BUJUMBURA, Burundi (AP) -- Hutu rebels shelled the capital Tuesday and fought by the hundreds with troops in the north, intensifying their war against Burundi's coup-installed military government.
Three mortar shells hit western Bujumbura, with one striking the University of Bujumbura campus.
There were no injuries in the brief afternoon attack, the first on the tiny African nation's capital since December 1995.
''The military pursued the rebels above the campus, but the rebels were very far from where the bombs fell, so they didn't find anyone,'' said Lt. Col. Isaie Nibizi, spokesman for the Tutsi-dominated military.
Fighting raged south of the northern city of Kayanza on Tuesday, one week after rebels launched a major offensive in the area. Nibizi said there were no exact casualty figures, but that ''many'' were dead, including the mayor of Gahomba village.
Residents said about 2,000 rebels are taking part in the attack, which has stopped traffic on the main road leading from Bujumbura to the northern half of the country and the Rwandan border.
The attack was launched last month from the Kibira National Forest, a rebel stronghold.
Ethnic violence has killed more than 150,000 people in Burundi since 1993, when Tutsi paratroopers assassinated the first democratically elected Hutu president. The coup attempt prompted the formation of Hutu rebel groups, which until now have been unable to maintain offensives against the army.

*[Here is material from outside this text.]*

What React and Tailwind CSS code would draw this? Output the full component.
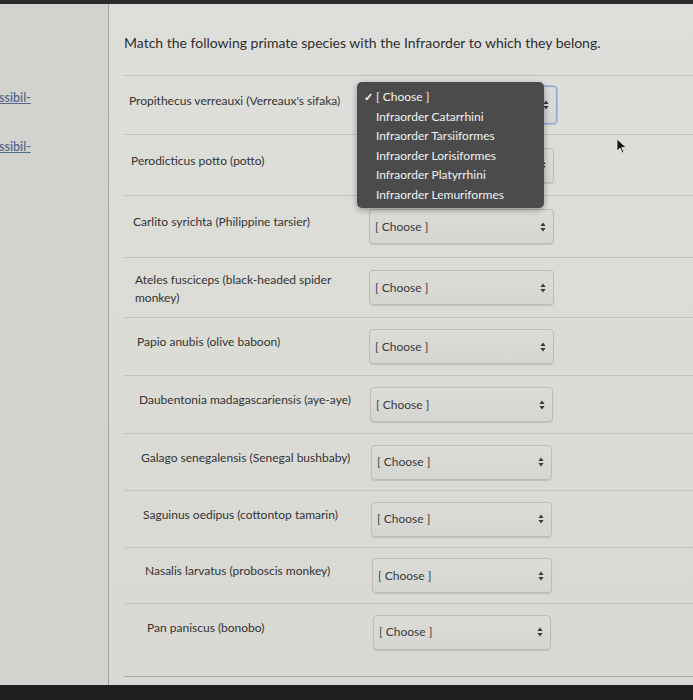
const rows = [
  { label: "Propithecus verreauxi (Verreaux's sifaka)", h: "h-[59px]", pl: "pl-[5px]", sel: "ml-[14px] w-[196px]", focus: true },
  { label: "Perodicticus potto (potto)", h: "h-[61px]", pl: "pl-[7px]", sel: "ml-[14px] w-[191px]" },
  { label: "Carlito syrichta (Philippine tarsier)", h: "h-[62px]", pl: "pl-[9px]", sel: "ml-[18px] w-[185px]" },
  { label: "Ateles fusciceps (black-headed spider monkey)", h: "h-[60px]", pl: "pl-[11px]", sel: "ml-[16px] w-[185px]", lab: "mt-[3px]" },
  { label: "Papio anubis (olive baboon)", h: "h-[58px]", pl: "pl-[13px]", sel: "ml-[14px] w-[185px]" },
  { label: "Daubentonia madagascariensis (aye-aye)", h: "h-[58px]", pl: "pl-[15px]", sel: "ml-[13px] w-[183px]" },
  { label: "Galago senegalensis (Senegal bushbaby)", h: "h-[57px]", pl: "pl-[17px]", sel: "ml-[12px] w-[181px]" },
  { label: "Saguinus oedipus (cottontop tamarin)", h: "h-[57px]", pl: "pl-[19px]", sel: "ml-[10px] w-[181px]" },
  { label: "Nasalis larvatus (proboscis monkey)", h: "h-[56px]", pl: "pl-[21px]", sel: "ml-[9px] w-[180px]" },
  { label: "Pan paniscus (bonobo)", h: "h-[56px]", pl: "pl-[23px]", sel: "ml-[8px] w-[178px]", last: true },
];

const options = [
  "Infraorder Catarrhini",
  "Infraorder Tarsiiformes",
  "Infraorder Lorisiformes",
  "Infraorder Platyrrhini",
  "Infraorder Lemuriformes",
];

function Arrows() {
  return (
    <svg width="6" height="10" viewBox="0 0 6 10" className="shrink-0">
      <path d="M3 0.5 L5.6 4 H0.4 Z" fill="#3a3a3a" />
      <path d="M3 9.5 L5.6 6 H0.4 Z" fill="#3a3a3a" />
    </svg>
  );
}

function Select({ focus, className }) {
  return (
    <div
      className={`flex h-[35px] shrink-0 items-center justify-between rounded-[4px] border bg-gradient-to-b from-[#dcdcd9] to-[#d5d5d2] pl-[5px] pr-[7px] text-[12px] text-[#3b3b3b] shadow-[0_1px_1px_rgba(0,0,0,0.12)] ${
        focus ? "h-[38px] border-[#8da6d2] ring-1 ring-[#a9bde0]" : "border-[#bcbcb8]"
      } ${className}`}
    >
      <span>[ Choose ]</span>
      <Arrows />
    </div>
  );
}

export default function App() {
  return (
    <div className="relative h-[700px] w-[693px] overflow-hidden bg-[#d4d4d0] font-['Lato',sans-serif] text-[#2d2d2d]">
      <div className="h-[4px] bg-[#2b2b2b]" />
      <div className="flex h-[681px]">
        <div className="flex w-[108px] shrink-0 flex-col bg-[#d2d2ce] pt-[85px] text-[12.5px] font-semibold text-[#56698d]">
          <span className="-ml-[1px] underline">ssibil-</span>
          <span className="-ml-[1px] mt-[30px] underline">ssibil-</span>
        </div>
        <div className="flex-1 border-l border-[#a4a4a0] bg-gradient-to-b from-[#dededa] via-[#dcdcd7] to-[#d9d8d4]">
          <div className="pl-[15px] pt-[28px] text-[14px] text-[#2f2f2f]">
            Match the following primate species with the Infraorder to which they belong.
          </div>
          <div className="ml-[15px] mt-[22px] border-t border-[#c2c2be]">
            {rows.map((r) => (
              <div
                key={r.label}
                className={`flex items-center ${r.h} ${r.last ? "" : "border-b border-[#c4c4c0]"} ${r.pl}`}
              >
                <div className={`w-[218px] shrink-0 text-[12px] leading-[18px] text-[#333] ${r.lab || "-mt-[9px]"}`}>
                  {r.label}
                </div>
                <Select focus={r.focus} className={r.sel} />
              </div>
            ))}
          </div>
          <div className="ml-[15px] mt-[16px] border-t border-[#a8a8a4]" />
        </div>
      </div>
      <div className="h-[15px] bg-[#1e1e1e]" />

      {/* open dropdown menu */}
      <div className="absolute left-[357px] top-[82px] w-[187px] rounded-[5px] bg-[#4b4b4b] pb-[4px] pt-[5px] text-[12px] leading-[19.5px] text-[#f2f2f2] shadow-[0_2px_6px_rgba(0,0,0,0.35)]">
        <div className="flex items-center pl-[7px]">
          <span className="w-[12px] text-[11px] font-bold">✓</span>
          <span>[ Choose ]</span>
        </div>
        {options.map((o) => (
          <div key={o} className="pl-[19px]">
            {o}
          </div>
        ))}
      </div>

      {/* mouse pointer */}
      <svg className="absolute left-[615px] top-[138px]" width="12" height="16" viewBox="0 0 12 16">
        <path d="M2 1 L2 13 L5 10 L7.5 15 L9 14.3 L6.7 9.5 L11 9.5 Z" fill="#151515" stroke="#f0f0f0" strokeWidth="0.7" />
      </svg>
    </div>
  );
}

But the fighting near Kayanza, the destruction of a power line supplying electricity to Bujumbura and Tuesday's daylight attack seem to indicate the rebels are better organized than previously believed.
The military has been under extreme rebel pressure since Maj. Pierre Buyoya, a Tutsi, took power July 25 in a coup that drove the Hutu president to take shelter in the U.S. ambassador's residence.